SET TASK
Without the pictures, print each of the records below exactly as it appears.

Rows from a dataset of pages and code
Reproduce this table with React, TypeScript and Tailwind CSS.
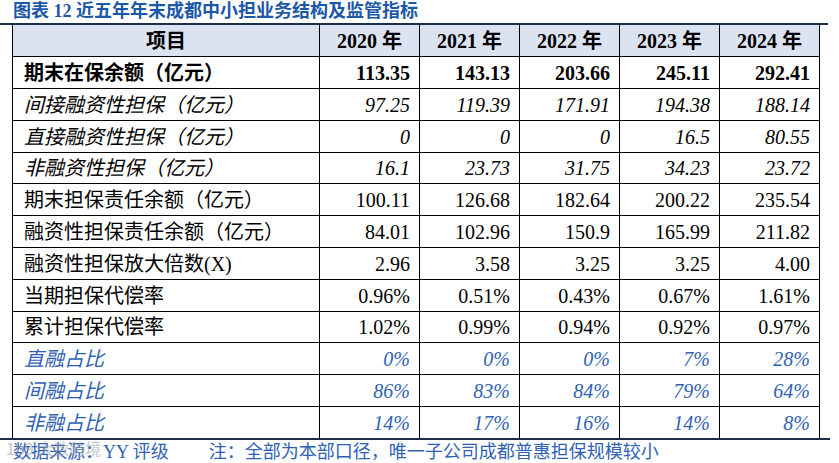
import React from "react";

type Row = {
  label: string;
  values: string[];
  kind: "bold" | "italic" | "normal" | "blue";
  h: string;
};

const rows: Row[] = [
  { label: "期末在保余额（亿元）", values: ["113.35", "143.13", "203.66", "245.11", "292.41"], kind: "bold", h: "h-[32px]" },
  { label: "间接融资性担保（亿元）", values: ["97.25", "119.39", "171.91", "194.38", "188.14"], kind: "italic", h: "h-[32px]" },
  { label: "直接融资性担保（亿元）", values: ["0", "0", "0", "16.5", "80.55"], kind: "italic", h: "h-[32px]" },
  { label: "非融资性担保（亿元）", values: ["16.1", "23.73", "31.75", "34.23", "23.72"], kind: "italic", h: "h-[31px]" },
  { label: "期末担保责任余额（亿元）", values: ["100.11", "126.68", "182.64", "200.22", "235.54"], kind: "normal", h: "h-[32px]" },
  { label: "融资性担保责任余额（亿元）", values: ["84.01", "102.96", "150.9", "165.99", "211.82"], kind: "normal", h: "h-[32px]" },
  { label: "融资性担保放大倍数(X)", values: ["2.96", "3.58", "3.25", "3.25", "4.00"], kind: "normal", h: "h-[32px]" },
  { label: "当期担保代偿率", values: ["0.96%", "0.51%", "0.43%", "0.67%", "1.61%"], kind: "normal", h: "h-[32px]" },
  { label: "累计担保代偿率", values: ["1.02%", "0.99%", "0.94%", "0.92%", "0.97%"], kind: "normal", h: "h-[31px]" },
  { label: "直融占比", values: ["0%", "0%", "0%", "7%", "28%"], kind: "blue", h: "h-[32px]" },
  { label: "间融占比", values: ["86%", "83%", "84%", "79%", "64%"], kind: "blue", h: "h-[32px]" },
  { label: "非融占比", values: ["14%", "17%", "16%", "14%", "8%"], kind: "blue", h: "h-[31px]" },
];

const years = ["2020 年", "2021 年", "2022 年", "2023 年", "2024 年"];

function styleFor(kind: Row["kind"]) {
  if (kind === "bold") return "font-bold text-black";
  if (kind === "italic") return "italic text-black";
  if (kind === "blue") return "italic text-[#2f62b5]";
  return "text-black";
}

export default function App() {
  return (
    <div className="relative w-[839px] h-[463px] overflow-hidden bg-white font-['Liberation_Serif','Noto_Sans_CJK_SC',serif]">
      <div className="h-[23px] pl-[13px] text-[18px] leading-[23px] font-bold text-[#1c58a8] whitespace-nowrap">
        图表 12 近五年年末成都中小担业务结构及监管指标
      </div>
      <div className="w-[828px] h-[2px] bg-[#1b2f4b]" />
      <div className="ml-[12px] w-[808px] border-l border-r border-black">
        <div className="flex h-[32px] border-b border-black bg-[#dbe2f0]">
          <div className="w-[307px] border-r border-black flex items-center justify-center text-[20px] font-bold">
            项目
          </div>
          {years.map((y, i) => (
            <div
              key={y}
              className={`${i < 4 ? "w-[100px] border-r border-black" : "w-[99px]"} flex items-center justify-center text-[20px] font-bold whitespace-nowrap`}
            >
              {y}
            </div>
          ))}
        </div>
        {rows.map((r, ri) => (
          <div
            key={r.label}
            className={`flex ${r.h} ${ri < rows.length - 1 ? "border-b border-black" : ""} ${styleFor(r.kind)} text-[20px]`}
          >
            <div className="w-[307px] border-r border-black flex items-center pl-[11px] whitespace-nowrap">
              {r.label}
            </div>
            {r.values.map((v, i) => (
              <div
                key={i}
                className={`${i < 4 ? "w-[100px] border-r border-black" : "w-[99px]"} flex items-center justify-end pr-[9px] whitespace-nowrap`}
              >
                {v}
              </div>
            ))}
          </div>
        ))}
      </div>
      <div className="w-[830px] h-[2px] bg-[#1b2f4b]" />
      <div className="relative flex pl-[13px] pt-[1px] text-[18px] leading-[22px] text-[#2f62b5] whitespace-nowrap">
        <span>数据来源：YY 评级</span>
        <span className="ml-[40px]">注：全部为本部口径，唯一子公司成都普惠担保规模较小</span>
        <span className="absolute left-[6px] top-[0px] text-[16px] leading-[16px] text-[#9aa0a8] opacity-60 font-['Noto_Sans_CJK_SC',sans-serif]">
          1b9 大数跨境
        </span>
      </div>
    </div>
  );
}
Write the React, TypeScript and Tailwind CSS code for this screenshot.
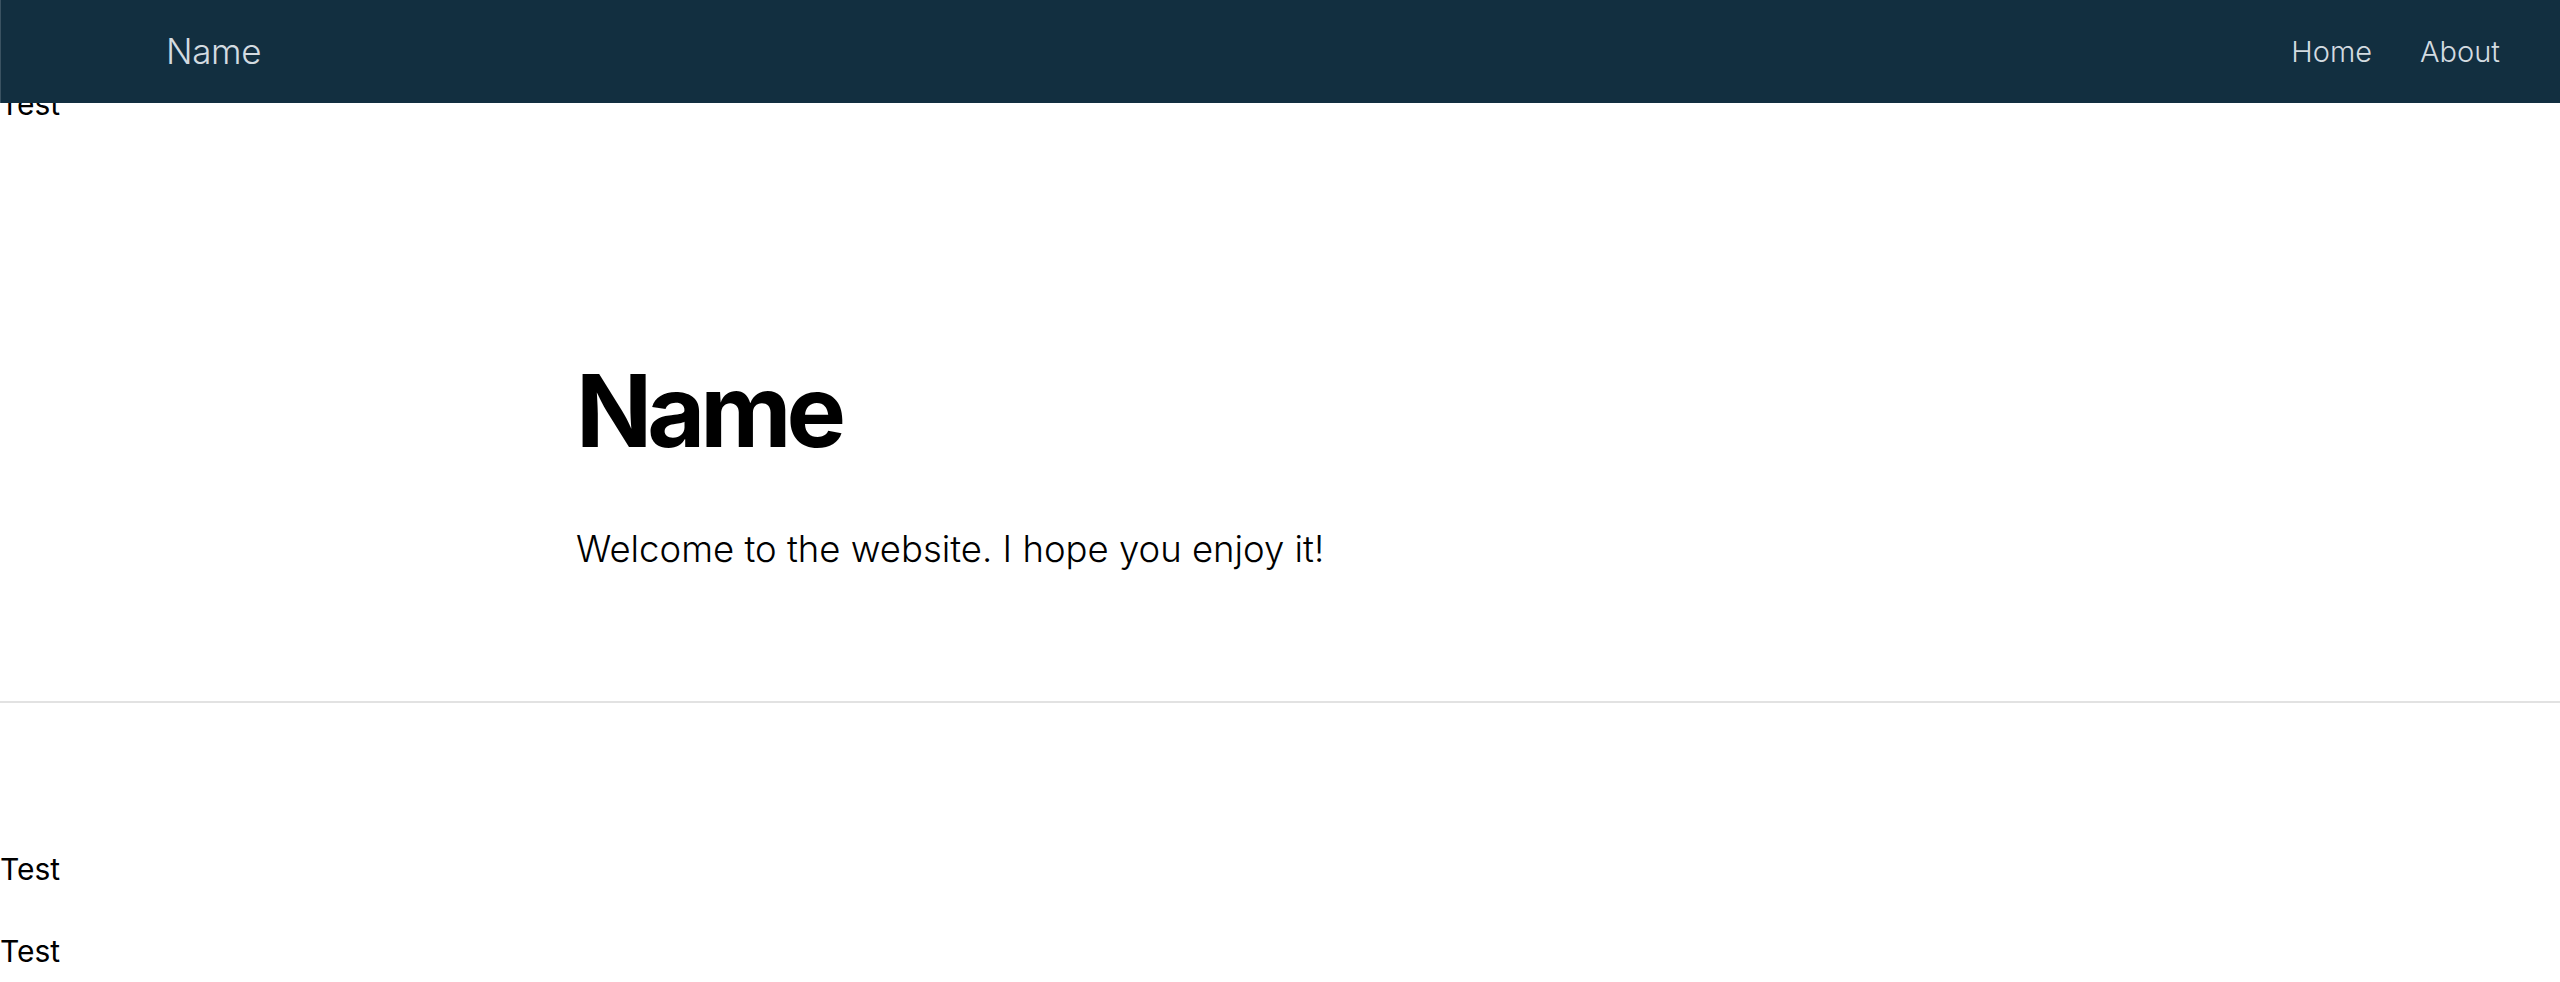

RESULT OF THIS EXERCISE
Reproduce this table with React, TypeScript and Tailwind CSS.
import React from "react";

type Row = {
  label: string;
  values: string[];
  kind: "bold" | "italic" | "normal" | "blue";
  h: string;
};

const rows: Row[] = [
  { label: "期末在保余额（亿元）", values: ["113.35", "143.13", "203.66", "245.11", "292.41"], kind: "bold", h: "h-[32px]" },
  { label: "间接融资性担保（亿元）", values: ["97.25", "119.39", "171.91", "194.38", "188.14"], kind: "italic", h: "h-[32px]" },
  { label: "直接融资性担保（亿元）", values: ["0", "0", "0", "16.5", "80.55"], kind: "italic", h: "h-[32px]" },
  { label: "非融资性担保（亿元）", values: ["16.1", "23.73", "31.75", "34.23", "23.72"], kind: "italic", h: "h-[31px]" },
  { label: "期末担保责任余额（亿元）", values: ["100.11", "126.68", "182.64", "200.22", "235.54"], kind: "normal", h: "h-[32px]" },
  { label: "融资性担保责任余额（亿元）", values: ["84.01", "102.96", "150.9", "165.99", "211.82"], kind: "normal", h: "h-[32px]" },
  { label: "融资性担保放大倍数(X)", values: ["2.96", "3.58", "3.25", "3.25", "4.00"], kind: "normal", h: "h-[32px]" },
  { label: "当期担保代偿率", values: ["0.96%", "0.51%", "0.43%", "0.67%", "1.61%"], kind: "normal", h: "h-[32px]" },
  { label: "累计担保代偿率", values: ["1.02%", "0.99%", "0.94%", "0.92%", "0.97%"], kind: "normal", h: "h-[31px]" },
  { label: "直融占比", values: ["0%", "0%", "0%", "7%", "28%"], kind: "blue", h: "h-[32px]" },
  { label: "间融占比", values: ["86%", "83%", "84%", "79%", "64%"], kind: "blue", h: "h-[32px]" },
  { label: "非融占比", values: ["14%", "17%", "16%", "14%", "8%"], kind: "blue", h: "h-[31px]" },
];

const years = ["2020 年", "2021 年", "2022 年", "2023 年", "2024 年"];

function styleFor(kind: Row["kind"]) {
  if (kind === "bold") return "font-bold text-black";
  if (kind === "italic") return "italic text-black";
  if (kind === "blue") return "italic text-[#2f62b5]";
  return "text-black";
}

export default function App() {
  return (
    <div className="relative w-[839px] h-[463px] overflow-hidden bg-white font-['Liberation_Serif','Noto_Sans_CJK_SC',serif]">
      <div className="h-[23px] pl-[13px] text-[18px] leading-[23px] font-bold text-[#1c58a8] whitespace-nowrap">
        图表 12 近五年年末成都中小担业务结构及监管指标
      </div>
      <div className="w-[828px] h-[2px] bg-[#1b2f4b]" />
      <div className="ml-[12px] w-[808px] border-l border-r border-black">
        <div className="flex h-[32px] border-b border-black bg-[#dbe2f0]">
          <div className="w-[307px] border-r border-black flex items-center justify-center text-[20px] font-bold">
            项目
          </div>
          {years.map((y, i) => (
            <div
              key={y}
              className={`${i < 4 ? "w-[100px] border-r border-black" : "w-[99px]"} flex items-center justify-center text-[20px] font-bold whitespace-nowrap`}
            >
              {y}
            </div>
          ))}
        </div>
        {rows.map((r, ri) => (
          <div
            key={r.label}
            className={`flex ${r.h} ${ri < rows.length - 1 ? "border-b border-black" : ""} ${styleFor(r.kind)} text-[20px]`}
          >
            <div className="w-[307px] border-r border-black flex items-center pl-[11px] whitespace-nowrap">
              {r.label}
            </div>
            {r.values.map((v, i) => (
              <div
                key={i}
                className={`${i < 4 ? "w-[100px] border-r border-black" : "w-[99px]"} flex items-center justify-end pr-[9px] whitespace-nowrap`}
              >
                {v}
              </div>
            ))}
          </div>
        ))}
      </div>
      <div className="w-[830px] h-[2px] bg-[#1b2f4b]" />
      <div className="relative flex pl-[13px] pt-[1px] text-[18px] leading-[22px] text-[#2f62b5] whitespace-nowrap">
        <span>数据来源：YY 评级</span>
        <span className="ml-[40px]">注：全部为本部口径，唯一子公司成都普惠担保规模较小</span>
        <span className="absolute left-[6px] top-[0px] text-[16px] leading-[16px] text-[#9aa0a8] opacity-60 font-['Noto_Sans_CJK_SC',sans-serif]">
          1b9 大数跨境
        </span>
      </div>
    </div>
  );
}
Write the React, TypeScript and Tailwind CSS code for this screenshot.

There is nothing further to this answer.